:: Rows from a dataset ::
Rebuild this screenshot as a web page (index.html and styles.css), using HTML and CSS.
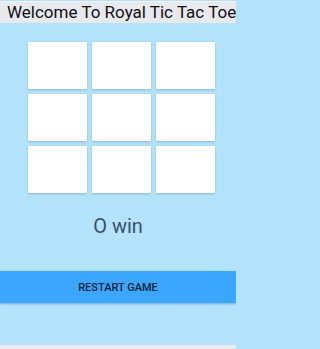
FILE: index.html
```html
<!DOCTYPE html>
<html>
<head>
<meta charset="utf-8">
<link rel="stylesheet" href="styles.css">
</head>
<body>
<div class="app">
  <div class="header">Welcome To Royal Tic Tac Toe</div>
  <div class="main">
    <div class="board">
      <div class="cell"></div><div class="cell"></div><div class="cell"></div>
      <div class="cell"></div><div class="cell"></div><div class="cell"></div>
      <div class="cell"></div><div class="cell"></div><div class="cell"></div>
    </div>
    <div class="status">O win</div>
    <button class="restart">RESTART GAME</button>
  </div>
  <div class="footer"></div>
</div>
</body>
</html>
```
FILE: styles.css
```css
html, body {
  margin: 0;
  padding: 0;
}
html {
  background: #b3e3fb;
}
body {
  width: 236px;
  height: 349px;
  overflow: hidden;
  font-family: Roboto, "Liberation Sans", sans-serif;
  background: #b3e3fb;
}
.app {
  display: flex;
  flex-direction: column;
  height: 349px;
}
.header {
  height: 22px;
  margin-top: 1px;
  background: #e8e8ef;
  border-top: 1px solid #f4f4f7;
  box-sizing: border-box;
  padding-left: 7px;
  font-size: 17px;
  line-height: 21px;
  color: #111;
  white-space: nowrap;
  overflow: hidden;
}
.main {
  flex: 1;
  background: #b3e3fb;
  display: flex;
  flex-direction: column;
  align-items: stretch;
}
.board {
  margin: 19px 0 0 28px;
  display: grid;
  grid-template-columns: repeat(3, 59px);
  grid-auto-rows: 47px;
  gap: 5px;
}
.cell {
  background: #ffffff;
  box-shadow: 0 1px 2px rgba(60, 110, 140, 0.35);
}
.status {
  margin-top: 21px;
  text-align: center;
  font-size: 20px;
  line-height: 24px;
  color: #3b5068;
}
.restart {
  margin-top: 33px;
  height: 32px;
  border: none;
  background: #3aa6fe;
  box-shadow: 0 1px 2px rgba(20, 90, 160, 0.4);
  font-family: Roboto, "Liberation Sans", sans-serif;
  font-weight: 500;
  font-size: 11px;
  color: #172238;
  padding: 0;
}
.footer {
  height: 4px;
  background: #ececf0;
}
```
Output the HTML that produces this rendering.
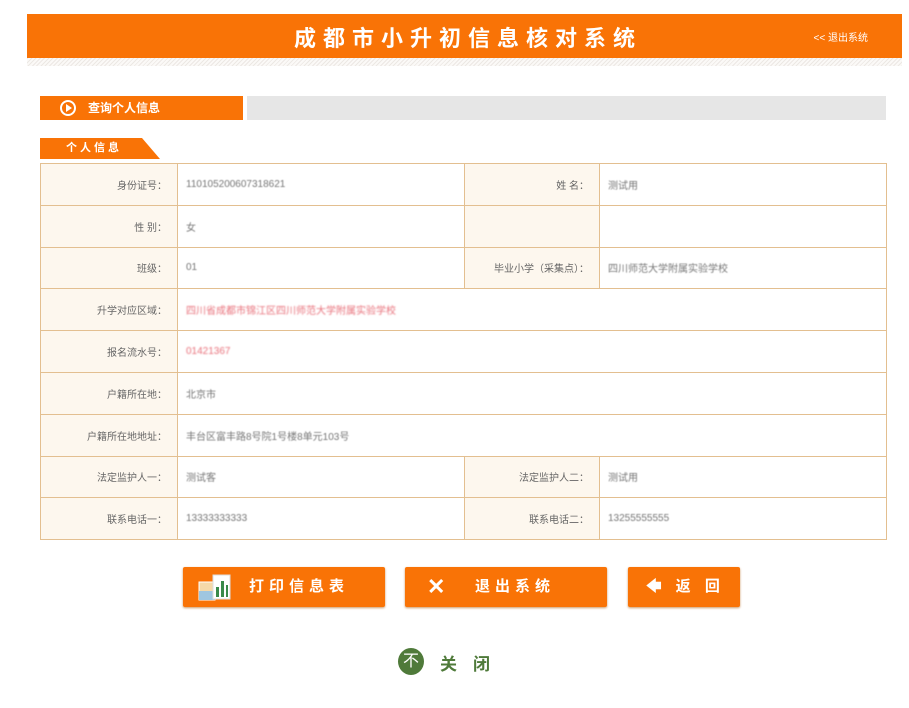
<!DOCTYPE html>
<html><head><meta charset="utf-8"><style>
*{margin:0;padding:0;box-sizing:border-box}
body{width:909px;height:708px;background:#fff;position:relative;font-family:"Liberation Sans","Noto Sans CJK SC",sans-serif;overflow:hidden}
.hdr{position:absolute;left:27px;top:14px;width:875px;height:44px;background:#f97306;color:#fff}
.hdr .t{position:absolute;left:7px;right:0;top:7px;text-align:center;font-size:22px;font-weight:bold;letter-spacing:7px}
.hdr .q{position:absolute;right:34px;top:15px;font-size:10px}
.stripe{position:absolute;left:27px;top:58px;width:875px;height:8px;background:repeating-linear-gradient(135deg,#ece8e4 0 1px,#fbf9f7 1px 3px)}
.sec{position:absolute;left:40px;top:96px;width:203px;height:24px;background:#f97306;color:#fff;font-size:12px;font-weight:bold;line-height:24px;padding-left:48px}
.sec .c{position:absolute;left:20px;top:4px;width:16px;height:16px;border:2px solid #fff;border-radius:50%}
.sec .c:after{content:"";position:absolute;left:4px;top:2px;border-left:6px solid #fff;border-top:4px solid transparent;border-bottom:4px solid transparent}
.gray{position:absolute;left:247px;top:96px;width:639px;height:24px;background:#e6e6e6}
.tab{position:absolute;left:40px;top:138px;width:120px;height:21px;background:#f97306;clip-path:polygon(0 0,85% 0,100% 100%,0 100%);color:#fff;font-size:11px;font-weight:bold;line-height:21px;padding-left:26px;letter-spacing:3px}
table{position:absolute;left:40px;top:163px;width:847px;height:377px;border-collapse:collapse}
td{border:1px solid #e3bf90;font-size:10px;color:#666;height:41.8px}
td.l{background:#fdf7ee;text-align:right;padding-right:10px;width:137px}
td.v{padding-left:8px;width:287px}
td.l2{width:135px}
.b{filter:blur(0.6px);color:#777}
.r{color:#e8707a;filter:blur(0.8px)}
.btn{position:absolute;top:567px;height:40px;background:#f97306;color:#fff;font-size:15px;font-weight:bold;letter-spacing:5px;line-height:40px;box-shadow:0 1px 2px #c96;border-radius:2px}
.close{position:absolute;left:398px;top:648px;width:26px;height:27px;border-radius:50%;background:#4f7a3a;color:#fff;text-align:center;font-size:16px;line-height:27px}
.ct{position:absolute;left:440px;top:650px;color:#4f7a3a;font-size:17px;font-weight:bold;letter-spacing:16px}
</style></head><body>
<div class="hdr"><div class="t">成都市小升初信息核对系统</div><div class="q">&lt;&lt; 退出系统</div></div>
<div class="stripe"></div>
<div class="sec"><span class="c"></span>查询个人信息</div><div class="gray"></div>
<div class="tab">个人信息</div>
<table>
<tr><td class="l">身份证号：</td><td class="v b">110105200607318621</td><td class="l l2">姓 名：</td><td class="v b">测试用</td></tr>
<tr><td class="l">性 别：</td><td class="v b">女</td><td class="l l2"></td><td class="v"></td></tr>
<tr><td class="l">班级：</td><td class="v b">01</td><td class="l l2">毕业小学（采集点）：</td><td class="v b">四川师范大学附属实验学校</td></tr>
<tr><td class="l">升学对应区域：</td><td class="v r" colspan="3">四川省成都市锦江区四川师范大学附属实验学校</td></tr>
<tr><td class="l">报名流水号：</td><td class="v r" colspan="3">01421367</td></tr>
<tr><td class="l">户籍所在地：</td><td class="v b" colspan="3">北京市</td></tr>
<tr><td class="l">户籍所在地地址：</td><td class="v b" colspan="3">丰台区富丰路8号院1号楼8单元103号</td></tr>
<tr><td class="l">法定监护人一：</td><td class="v b">测试客</td><td class="l l2">法定监护人二：</td><td class="v b">测试用</td></tr>
<tr><td class="l">联系电话一：</td><td class="v b">13333333333</td><td class="l l2">联系电话二：</td><td class="v b">13255555555</td></tr>
</table>
<div class="btn" style="left:183px;width:202px;padding-left:66px"><svg style="position:absolute;left:14px;top:6px" width="36" height="30"><rect x="2" y="9" width="16" height="18" fill="#f5d9a8" stroke="#fff"/><rect x="2" y="18" width="16" height="9" fill="#9fc6e0"/><rect x="16" y="2" width="17" height="24" fill="#fff" stroke="#ddd"/><rect x="19" y="14" width="3" height="10" fill="#3a8a4a"/><rect x="24" y="8" width="3" height="16" fill="#3a8a4a"/><rect x="29" y="12" width="2" height="12" fill="#3a8a4a"/></svg>打印信息表</div>
<div class="btn" style="left:405px;width:202px;padding-left:70px"><span style="position:absolute;left:22px;top:0;font-size:22px">✕</span>退出系统</div>
<div class="btn" style="left:628px;width:112px;padding-left:18px">🡄 返 回</div>
<div class="close">不</div><div class="ct">关闭</div>
</body></html>
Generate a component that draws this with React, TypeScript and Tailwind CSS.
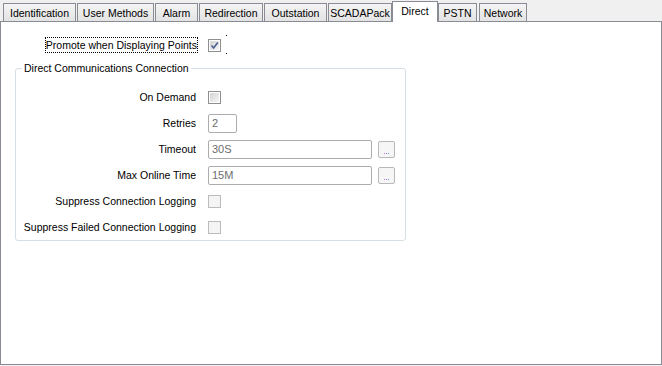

:: OBJECTIVE ::
Repeat verbatim all the material, but not the pictures.

:: WORKED SOLUTION ::
Rebuild this screenshot as a web page (index.html and styles.css), using HTML and CSS.
FILE: index.html
```html
<!DOCTYPE html>
<html>
<head>
<meta charset="utf-8">
<link rel="stylesheet" href="styles.css">
</head>
<body>
<div class="app">
  <div class="header">Welcome To Royal Tic Tac Toe</div>
  <div class="main">
    <div class="board">
      <div class="cell"></div><div class="cell"></div><div class="cell"></div>
      <div class="cell"></div><div class="cell"></div><div class="cell"></div>
      <div class="cell"></div><div class="cell"></div><div class="cell"></div>
    </div>
    <div class="status">O win</div>
    <button class="restart">RESTART GAME</button>
  </div>
  <div class="footer"></div>
</div>
</body>
</html>
```
FILE: styles.css
```css
html, body {
  margin: 0;
  padding: 0;
}
html {
  background: #b3e3fb;
}
body {
  width: 236px;
  height: 349px;
  overflow: hidden;
  font-family: Roboto, "Liberation Sans", sans-serif;
  background: #b3e3fb;
}
.app {
  display: flex;
  flex-direction: column;
  height: 349px;
}
.header {
  height: 22px;
  margin-top: 1px;
  background: #e8e8ef;
  border-top: 1px solid #f4f4f7;
  box-sizing: border-box;
  padding-left: 7px;
  font-size: 17px;
  line-height: 21px;
  color: #111;
  white-space: nowrap;
  overflow: hidden;
}
.main {
  flex: 1;
  background: #b3e3fb;
  display: flex;
  flex-direction: column;
  align-items: stretch;
}
.board {
  margin: 19px 0 0 28px;
  display: grid;
  grid-template-columns: repeat(3, 59px);
  grid-auto-rows: 47px;
  gap: 5px;
}
.cell {
  background: #ffffff;
  box-shadow: 0 1px 2px rgba(60, 110, 140, 0.35);
}
.status {
  margin-top: 21px;
  text-align: center;
  font-size: 20px;
  line-height: 24px;
  color: #3b5068;
}
.restart {
  margin-top: 33px;
  height: 32px;
  border: none;
  background: #3aa6fe;
  box-shadow: 0 1px 2px rgba(20, 90, 160, 0.4);
  font-family: Roboto, "Liberation Sans", sans-serif;
  font-weight: 500;
  font-size: 11px;
  color: #172238;
  padding: 0;
}
.footer {
  height: 4px;
  background: #ececf0;
}
```
Output the HTML that produces this rendering.
<!DOCTYPE html>
<html><head><meta charset="utf-8"><style>
*{margin:0;padding:0;box-sizing:border-box}
body{width:909px;height:708px;background:#fff;position:relative;font-family:"Liberation Sans","Noto Sans CJK SC",sans-serif;overflow:hidden}
.hdr{position:absolute;left:27px;top:14px;width:875px;height:44px;background:#f97306;color:#fff}
.hdr .t{position:absolute;left:7px;right:0;top:7px;text-align:center;font-size:22px;font-weight:bold;letter-spacing:7px}
.hdr .q{position:absolute;right:34px;top:15px;font-size:10px}
.stripe{position:absolute;left:27px;top:58px;width:875px;height:8px;background:repeating-linear-gradient(135deg,#ece8e4 0 1px,#fbf9f7 1px 3px)}
.sec{position:absolute;left:40px;top:96px;width:203px;height:24px;background:#f97306;color:#fff;font-size:12px;font-weight:bold;line-height:24px;padding-left:48px}
.sec .c{position:absolute;left:20px;top:4px;width:16px;height:16px;border:2px solid #fff;border-radius:50%}
.sec .c:after{content:"";position:absolute;left:4px;top:2px;border-left:6px solid #fff;border-top:4px solid transparent;border-bottom:4px solid transparent}
.gray{position:absolute;left:247px;top:96px;width:639px;height:24px;background:#e6e6e6}
.tab{position:absolute;left:40px;top:138px;width:120px;height:21px;background:#f97306;clip-path:polygon(0 0,85% 0,100% 100%,0 100%);color:#fff;font-size:11px;font-weight:bold;line-height:21px;padding-left:26px;letter-spacing:3px}
table{position:absolute;left:40px;top:163px;width:847px;height:377px;border-collapse:collapse}
td{border:1px solid #e3bf90;font-size:10px;color:#666;height:41.8px}
td.l{background:#fdf7ee;text-align:right;padding-right:10px;width:137px}
td.v{padding-left:8px;width:287px}
td.l2{width:135px}
.b{filter:blur(0.6px);color:#777}
.r{color:#e8707a;filter:blur(0.8px)}
.btn{position:absolute;top:567px;height:40px;background:#f97306;color:#fff;font-size:15px;font-weight:bold;letter-spacing:5px;line-height:40px;box-shadow:0 1px 2px #c96;border-radius:2px}
.close{position:absolute;left:398px;top:648px;width:26px;height:27px;border-radius:50%;background:#4f7a3a;color:#fff;text-align:center;font-size:16px;line-height:27px}
.ct{position:absolute;left:440px;top:650px;color:#4f7a3a;font-size:17px;font-weight:bold;letter-spacing:16px}
</style></head><body>
<div class="hdr"><div class="t">成都市小升初信息核对系统</div><div class="q">&lt;&lt; 退出系统</div></div>
<div class="stripe"></div>
<div class="sec"><span class="c"></span>查询个人信息</div><div class="gray"></div>
<div class="tab">个人信息</div>
<table>
<tr><td class="l">身份证号：</td><td class="v b">110105200607318621</td><td class="l l2">姓 名：</td><td class="v b">测试用</td></tr>
<tr><td class="l">性 别：</td><td class="v b">女</td><td class="l l2"></td><td class="v"></td></tr>
<tr><td class="l">班级：</td><td class="v b">01</td><td class="l l2">毕业小学（采集点）：</td><td class="v b">四川师范大学附属实验学校</td></tr>
<tr><td class="l">升学对应区域：</td><td class="v r" colspan="3">四川省成都市锦江区四川师范大学附属实验学校</td></tr>
<tr><td class="l">报名流水号：</td><td class="v r" colspan="3">01421367</td></tr>
<tr><td class="l">户籍所在地：</td><td class="v b" colspan="3">北京市</td></tr>
<tr><td class="l">户籍所在地地址：</td><td class="v b" colspan="3">丰台区富丰路8号院1号楼8单元103号</td></tr>
<tr><td class="l">法定监护人一：</td><td class="v b">测试客</td><td class="l l2">法定监护人二：</td><td class="v b">测试用</td></tr>
<tr><td class="l">联系电话一：</td><td class="v b">13333333333</td><td class="l l2">联系电话二：</td><td class="v b">13255555555</td></tr>
</table>
<div class="btn" style="left:183px;width:202px;padding-left:66px"><svg style="position:absolute;left:14px;top:6px" width="36" height="30"><rect x="2" y="9" width="16" height="18" fill="#f5d9a8" stroke="#fff"/><rect x="2" y="18" width="16" height="9" fill="#9fc6e0"/><rect x="16" y="2" width="17" height="24" fill="#fff" stroke="#ddd"/><rect x="19" y="14" width="3" height="10" fill="#3a8a4a"/><rect x="24" y="8" width="3" height="16" fill="#3a8a4a"/><rect x="29" y="12" width="2" height="12" fill="#3a8a4a"/></svg>打印信息表</div>
<div class="btn" style="left:405px;width:202px;padding-left:70px"><span style="position:absolute;left:22px;top:0;font-size:22px">✕</span>退出系统</div>
<div class="btn" style="left:628px;width:112px;padding-left:18px">🡄 返 回</div>
<div class="close">不</div><div class="ct">关闭</div>
</body></html>
Generate a component that draws this with React, TypeScript and Tailwind CSS.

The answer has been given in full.